Por otra lado, existe una corriente favorable a continuar la tradición de influencia de la pequeña burguesía. Es decir, a que en un medio tranquilo, apolítico, una burguesía culta posibilite la vida y el relieve social del escritor como en la época de Azorín o de Baroja. Esta tendencia que defienden Jarnés, Gómez de la Serna, Obregón, Salazar y Chapela, &c., es equivocada y el tiempo demostrará que la burguesía se irá al lado de los escritores fascistas que la defiendan y nunca con los escritores que la canten o la describan un poco liberalmente como en el 98 o como en la época de Balzac, en que ella se sentía fuerte y por lo tanto se permitía el lujo de ser liberal.
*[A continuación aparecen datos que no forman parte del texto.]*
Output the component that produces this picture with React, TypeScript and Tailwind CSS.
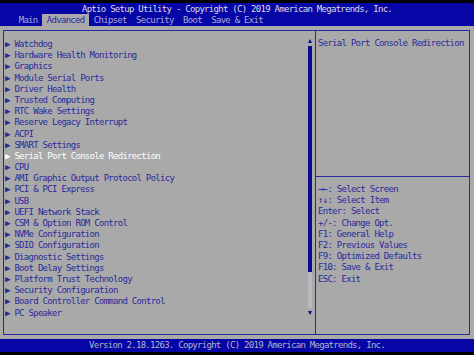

Entre estos dos grupos, en el rincón de las “soledades sonoras” están todos los poetas puros dando biografías oscuras de sus sentimientos. ¿Revolucionarios o contrarrevolucionarios? Estas palabras y estos dilemas son horribles para sus oídos, acostumbrados a sonoridades de flauta y a símbolos de pluma. Por lo demás, su problema específico puede ser tentación de otro día que tengamos más espacio.

Y por último, aumenta cada vez más el número de escritores que, como Arderius, Sender, Prados, Alberti, Roces, &c. han comprendido todo el significado de estas horas decisivas en que vive el mundo. Y en ese interrogante de Gorki: “con la fuerza obrera de la cultura por la creación de nuevas formas de vida, o contra esta fuerza, por la continuación de la casta de los espoliadores irresponsables”, ellos están con el proletariado, fundiéndose en él, seguros de que el Porvenir y la nueva cultura nacerán de su seno. Ellos están con el proletariado en la tarea común e inmediata de derrocar el poder de la burguesía y comenzar la edificaron socialista. Ellos están con el proletariado y en contra de la burguesía decadente. Están con las posibilidades de las masas y en contra de esa pobre tradición cultural de la pequeña burguesía que ha sido el apoyo –por lo demás debilísimo– de la generación del 98.